### EXERCISE REQUIREMENTS
Copy every line from the records below that holds the word "this".

[Collected data entries]
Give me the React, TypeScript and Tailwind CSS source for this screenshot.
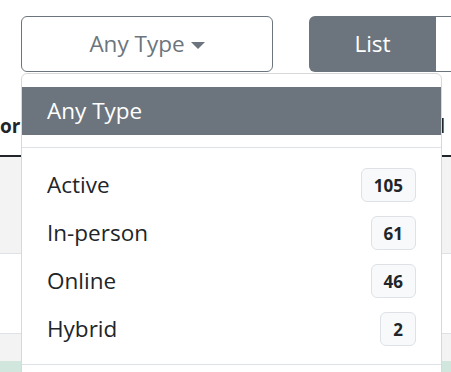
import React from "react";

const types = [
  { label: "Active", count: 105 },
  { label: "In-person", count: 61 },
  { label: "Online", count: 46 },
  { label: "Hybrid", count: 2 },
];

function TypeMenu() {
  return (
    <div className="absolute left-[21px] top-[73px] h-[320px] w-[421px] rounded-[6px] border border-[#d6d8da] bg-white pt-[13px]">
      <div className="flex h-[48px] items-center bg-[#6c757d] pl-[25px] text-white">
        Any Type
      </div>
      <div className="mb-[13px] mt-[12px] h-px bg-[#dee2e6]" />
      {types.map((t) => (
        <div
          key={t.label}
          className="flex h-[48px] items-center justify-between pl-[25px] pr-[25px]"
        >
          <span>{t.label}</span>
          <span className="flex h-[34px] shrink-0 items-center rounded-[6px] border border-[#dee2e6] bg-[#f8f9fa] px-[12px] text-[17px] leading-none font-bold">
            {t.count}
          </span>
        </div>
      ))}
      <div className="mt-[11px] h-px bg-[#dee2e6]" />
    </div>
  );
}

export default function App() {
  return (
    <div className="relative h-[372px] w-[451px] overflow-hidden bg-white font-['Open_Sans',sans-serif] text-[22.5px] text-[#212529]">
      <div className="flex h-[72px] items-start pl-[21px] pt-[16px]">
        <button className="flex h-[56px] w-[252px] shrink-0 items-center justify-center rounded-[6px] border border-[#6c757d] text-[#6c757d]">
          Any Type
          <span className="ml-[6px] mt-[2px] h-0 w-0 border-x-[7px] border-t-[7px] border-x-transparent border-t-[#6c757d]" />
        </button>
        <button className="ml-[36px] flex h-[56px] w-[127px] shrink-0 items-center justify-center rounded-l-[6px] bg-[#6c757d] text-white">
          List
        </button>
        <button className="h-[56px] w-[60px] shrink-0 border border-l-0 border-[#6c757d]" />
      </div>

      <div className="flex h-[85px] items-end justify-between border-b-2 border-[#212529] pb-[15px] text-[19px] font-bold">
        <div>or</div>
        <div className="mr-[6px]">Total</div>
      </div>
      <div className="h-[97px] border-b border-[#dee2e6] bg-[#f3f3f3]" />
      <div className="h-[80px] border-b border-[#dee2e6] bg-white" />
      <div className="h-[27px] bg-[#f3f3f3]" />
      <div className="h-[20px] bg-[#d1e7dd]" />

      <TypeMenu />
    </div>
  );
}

---

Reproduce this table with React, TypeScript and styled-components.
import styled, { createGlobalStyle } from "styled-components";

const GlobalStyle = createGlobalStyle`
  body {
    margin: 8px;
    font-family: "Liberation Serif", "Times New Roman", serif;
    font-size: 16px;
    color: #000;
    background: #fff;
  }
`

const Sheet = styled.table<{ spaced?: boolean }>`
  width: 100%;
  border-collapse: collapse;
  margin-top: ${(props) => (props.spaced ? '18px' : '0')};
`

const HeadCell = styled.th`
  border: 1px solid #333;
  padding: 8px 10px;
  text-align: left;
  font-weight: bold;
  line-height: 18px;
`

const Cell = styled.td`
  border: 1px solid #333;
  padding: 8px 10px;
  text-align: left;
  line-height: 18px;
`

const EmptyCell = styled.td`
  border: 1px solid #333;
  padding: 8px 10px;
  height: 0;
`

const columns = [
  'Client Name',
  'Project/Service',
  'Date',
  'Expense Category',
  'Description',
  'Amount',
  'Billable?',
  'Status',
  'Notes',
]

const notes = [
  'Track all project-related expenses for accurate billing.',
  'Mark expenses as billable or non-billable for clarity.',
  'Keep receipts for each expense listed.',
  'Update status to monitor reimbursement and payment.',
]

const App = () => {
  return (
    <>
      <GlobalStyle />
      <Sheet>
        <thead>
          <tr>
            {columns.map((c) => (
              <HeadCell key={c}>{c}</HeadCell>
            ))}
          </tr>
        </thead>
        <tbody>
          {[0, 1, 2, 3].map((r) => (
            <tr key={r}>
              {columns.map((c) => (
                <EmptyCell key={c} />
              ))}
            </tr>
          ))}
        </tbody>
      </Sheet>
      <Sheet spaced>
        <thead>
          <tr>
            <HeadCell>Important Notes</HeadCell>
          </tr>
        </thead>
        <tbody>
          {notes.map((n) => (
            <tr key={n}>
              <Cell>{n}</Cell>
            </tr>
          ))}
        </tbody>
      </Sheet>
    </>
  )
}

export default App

---

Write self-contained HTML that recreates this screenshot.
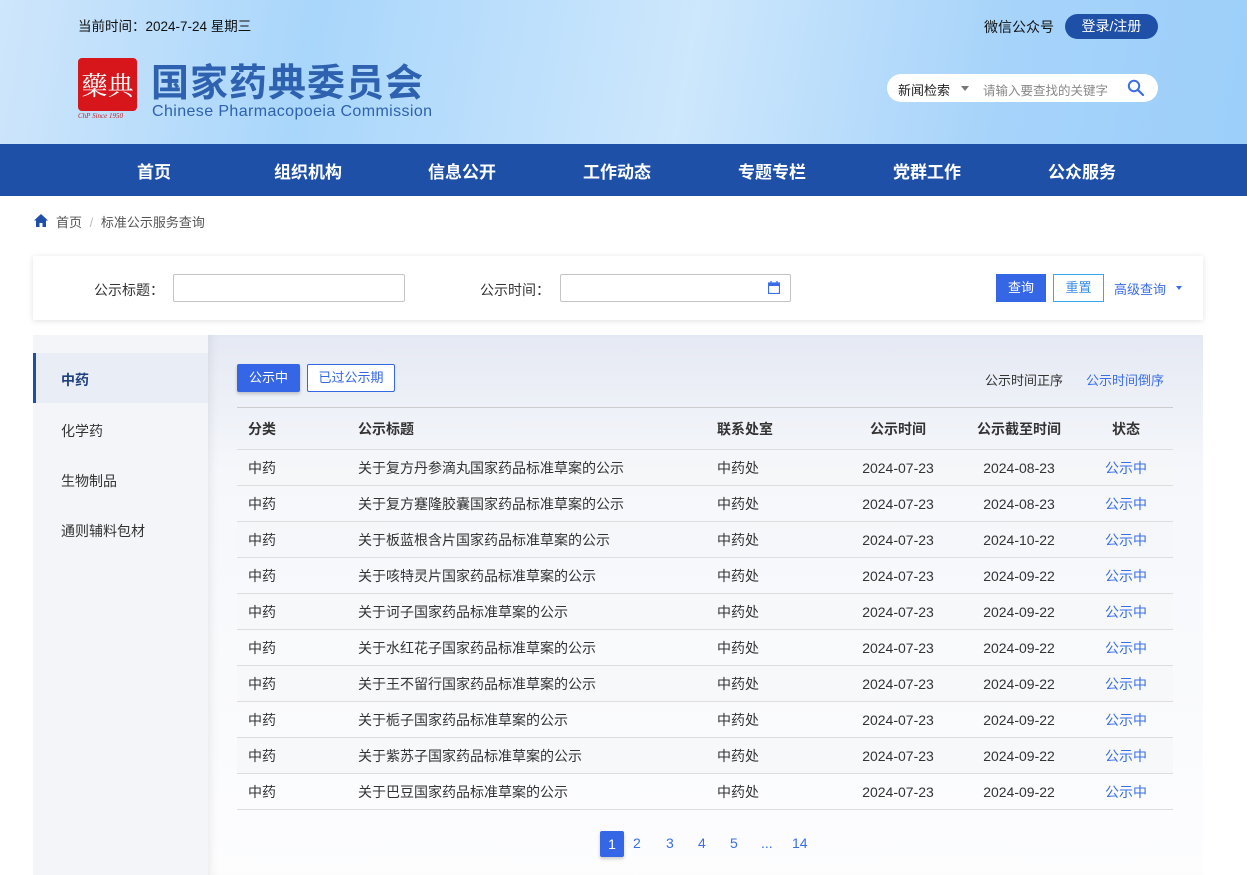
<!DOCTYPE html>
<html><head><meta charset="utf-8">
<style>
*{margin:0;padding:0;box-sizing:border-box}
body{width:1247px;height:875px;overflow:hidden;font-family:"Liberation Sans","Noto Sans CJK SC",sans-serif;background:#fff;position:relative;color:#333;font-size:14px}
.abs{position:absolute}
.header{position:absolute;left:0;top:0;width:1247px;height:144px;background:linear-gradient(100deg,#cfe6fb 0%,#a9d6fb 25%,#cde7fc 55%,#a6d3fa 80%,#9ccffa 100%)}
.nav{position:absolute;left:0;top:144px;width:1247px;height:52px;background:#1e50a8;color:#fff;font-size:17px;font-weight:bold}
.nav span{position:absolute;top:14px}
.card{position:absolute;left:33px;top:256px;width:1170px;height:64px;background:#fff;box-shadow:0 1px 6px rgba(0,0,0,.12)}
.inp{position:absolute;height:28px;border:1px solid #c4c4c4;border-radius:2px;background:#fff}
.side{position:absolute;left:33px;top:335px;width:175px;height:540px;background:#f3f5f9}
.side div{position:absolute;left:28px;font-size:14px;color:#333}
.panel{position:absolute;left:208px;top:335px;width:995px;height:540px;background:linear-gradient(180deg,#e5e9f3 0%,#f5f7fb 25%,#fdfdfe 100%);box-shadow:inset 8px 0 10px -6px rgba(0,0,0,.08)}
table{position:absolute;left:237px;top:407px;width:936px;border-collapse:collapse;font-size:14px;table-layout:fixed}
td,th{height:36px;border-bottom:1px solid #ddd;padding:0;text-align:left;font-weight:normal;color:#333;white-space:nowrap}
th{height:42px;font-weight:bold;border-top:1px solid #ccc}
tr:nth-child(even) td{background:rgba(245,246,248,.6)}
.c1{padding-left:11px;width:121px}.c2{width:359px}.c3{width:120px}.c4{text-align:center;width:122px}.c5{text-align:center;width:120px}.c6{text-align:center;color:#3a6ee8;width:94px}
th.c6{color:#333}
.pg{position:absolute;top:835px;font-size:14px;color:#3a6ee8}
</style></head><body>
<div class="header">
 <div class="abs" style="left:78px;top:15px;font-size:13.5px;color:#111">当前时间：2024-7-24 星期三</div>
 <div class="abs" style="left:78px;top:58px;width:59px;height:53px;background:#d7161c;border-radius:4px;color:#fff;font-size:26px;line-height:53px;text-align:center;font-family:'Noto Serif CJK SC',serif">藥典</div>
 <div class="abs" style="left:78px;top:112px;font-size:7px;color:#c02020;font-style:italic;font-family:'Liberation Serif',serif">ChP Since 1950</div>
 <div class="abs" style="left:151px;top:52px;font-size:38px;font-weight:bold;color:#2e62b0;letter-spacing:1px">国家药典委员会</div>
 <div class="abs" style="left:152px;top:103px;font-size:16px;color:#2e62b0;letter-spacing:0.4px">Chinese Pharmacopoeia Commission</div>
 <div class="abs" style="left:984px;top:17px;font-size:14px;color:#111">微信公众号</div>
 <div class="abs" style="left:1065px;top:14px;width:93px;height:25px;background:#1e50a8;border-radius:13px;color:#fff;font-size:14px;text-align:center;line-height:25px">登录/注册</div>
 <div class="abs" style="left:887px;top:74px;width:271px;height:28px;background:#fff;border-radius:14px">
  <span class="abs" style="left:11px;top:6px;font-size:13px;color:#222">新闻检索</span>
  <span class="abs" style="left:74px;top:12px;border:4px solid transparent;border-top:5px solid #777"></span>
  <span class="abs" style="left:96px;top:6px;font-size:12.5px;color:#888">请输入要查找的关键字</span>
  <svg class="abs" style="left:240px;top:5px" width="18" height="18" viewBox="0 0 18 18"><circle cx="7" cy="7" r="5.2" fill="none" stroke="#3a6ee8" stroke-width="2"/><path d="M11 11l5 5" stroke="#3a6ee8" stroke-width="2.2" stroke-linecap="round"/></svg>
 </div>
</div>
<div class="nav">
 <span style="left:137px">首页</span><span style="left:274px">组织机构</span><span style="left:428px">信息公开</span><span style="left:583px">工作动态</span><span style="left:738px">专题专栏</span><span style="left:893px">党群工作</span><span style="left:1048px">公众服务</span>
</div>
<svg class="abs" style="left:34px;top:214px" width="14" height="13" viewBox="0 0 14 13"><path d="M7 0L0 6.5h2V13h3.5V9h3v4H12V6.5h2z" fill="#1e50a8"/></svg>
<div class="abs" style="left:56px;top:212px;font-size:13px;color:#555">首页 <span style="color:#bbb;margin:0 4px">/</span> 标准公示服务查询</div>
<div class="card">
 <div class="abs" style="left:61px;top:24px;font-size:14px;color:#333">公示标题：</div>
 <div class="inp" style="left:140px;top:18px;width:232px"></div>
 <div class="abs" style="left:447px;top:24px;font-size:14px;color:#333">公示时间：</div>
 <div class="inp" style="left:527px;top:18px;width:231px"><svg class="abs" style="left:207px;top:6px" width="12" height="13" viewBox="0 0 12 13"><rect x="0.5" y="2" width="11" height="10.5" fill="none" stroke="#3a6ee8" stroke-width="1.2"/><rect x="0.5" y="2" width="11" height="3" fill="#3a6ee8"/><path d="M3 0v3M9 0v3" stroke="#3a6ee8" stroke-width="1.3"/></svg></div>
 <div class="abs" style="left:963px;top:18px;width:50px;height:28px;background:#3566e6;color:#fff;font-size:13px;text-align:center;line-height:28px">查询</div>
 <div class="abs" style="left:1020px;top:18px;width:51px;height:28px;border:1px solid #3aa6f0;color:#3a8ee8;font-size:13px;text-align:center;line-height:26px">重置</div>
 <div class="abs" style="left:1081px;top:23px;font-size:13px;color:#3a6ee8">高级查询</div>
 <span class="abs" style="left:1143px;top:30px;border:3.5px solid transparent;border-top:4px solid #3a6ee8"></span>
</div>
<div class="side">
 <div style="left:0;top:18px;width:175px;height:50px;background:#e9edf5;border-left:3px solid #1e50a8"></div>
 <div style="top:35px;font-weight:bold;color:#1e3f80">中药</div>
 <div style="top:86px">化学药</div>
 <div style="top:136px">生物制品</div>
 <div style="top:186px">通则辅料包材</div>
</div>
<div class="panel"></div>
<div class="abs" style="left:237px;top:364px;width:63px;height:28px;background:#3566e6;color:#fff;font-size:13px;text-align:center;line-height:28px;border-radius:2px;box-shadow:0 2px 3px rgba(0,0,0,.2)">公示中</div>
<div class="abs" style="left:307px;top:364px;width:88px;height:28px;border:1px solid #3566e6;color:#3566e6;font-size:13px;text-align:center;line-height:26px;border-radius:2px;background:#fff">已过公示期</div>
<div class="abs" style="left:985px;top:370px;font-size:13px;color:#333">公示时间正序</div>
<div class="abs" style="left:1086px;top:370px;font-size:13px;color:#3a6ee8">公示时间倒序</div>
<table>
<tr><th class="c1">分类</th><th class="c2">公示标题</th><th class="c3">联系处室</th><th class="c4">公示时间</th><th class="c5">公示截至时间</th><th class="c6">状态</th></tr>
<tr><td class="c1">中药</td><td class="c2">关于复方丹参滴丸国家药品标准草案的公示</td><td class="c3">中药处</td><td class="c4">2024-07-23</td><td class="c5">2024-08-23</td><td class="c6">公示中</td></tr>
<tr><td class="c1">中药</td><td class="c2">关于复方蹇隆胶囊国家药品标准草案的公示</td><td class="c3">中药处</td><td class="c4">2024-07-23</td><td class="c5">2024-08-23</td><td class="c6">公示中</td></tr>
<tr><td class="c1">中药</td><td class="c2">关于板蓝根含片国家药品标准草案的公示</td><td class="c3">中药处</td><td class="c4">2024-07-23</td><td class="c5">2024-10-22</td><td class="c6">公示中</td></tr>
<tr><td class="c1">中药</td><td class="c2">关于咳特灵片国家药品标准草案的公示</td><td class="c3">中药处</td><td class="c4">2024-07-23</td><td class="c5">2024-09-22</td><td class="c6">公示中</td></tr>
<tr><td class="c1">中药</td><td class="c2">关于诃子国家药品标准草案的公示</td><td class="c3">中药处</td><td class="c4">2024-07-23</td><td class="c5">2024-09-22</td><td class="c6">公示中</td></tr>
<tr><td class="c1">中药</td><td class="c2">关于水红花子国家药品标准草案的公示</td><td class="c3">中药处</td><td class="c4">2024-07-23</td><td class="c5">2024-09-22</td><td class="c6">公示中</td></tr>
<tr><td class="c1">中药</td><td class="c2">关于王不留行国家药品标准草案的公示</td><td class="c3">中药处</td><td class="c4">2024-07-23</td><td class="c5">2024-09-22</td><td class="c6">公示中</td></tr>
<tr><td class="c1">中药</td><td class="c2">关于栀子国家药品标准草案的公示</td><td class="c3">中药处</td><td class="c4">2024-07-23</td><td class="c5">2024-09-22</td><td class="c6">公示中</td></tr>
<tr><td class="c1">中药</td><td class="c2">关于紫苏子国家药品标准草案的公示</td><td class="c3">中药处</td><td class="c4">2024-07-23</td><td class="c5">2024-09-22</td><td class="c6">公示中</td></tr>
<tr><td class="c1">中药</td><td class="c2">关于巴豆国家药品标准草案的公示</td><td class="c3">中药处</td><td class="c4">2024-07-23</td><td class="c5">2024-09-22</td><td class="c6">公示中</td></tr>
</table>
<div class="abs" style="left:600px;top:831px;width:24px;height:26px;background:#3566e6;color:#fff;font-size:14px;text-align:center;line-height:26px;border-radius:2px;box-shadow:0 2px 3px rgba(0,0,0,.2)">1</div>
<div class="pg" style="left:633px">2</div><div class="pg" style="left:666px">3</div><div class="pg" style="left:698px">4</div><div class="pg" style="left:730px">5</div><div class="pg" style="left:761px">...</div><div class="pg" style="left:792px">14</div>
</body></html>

### SOLUTION
Give me the React, TypeScript and Tailwind CSS source for this screenshot.
Reproduce this table with React, TypeScript and styled-components.
Write self-contained HTML that recreates this screenshot.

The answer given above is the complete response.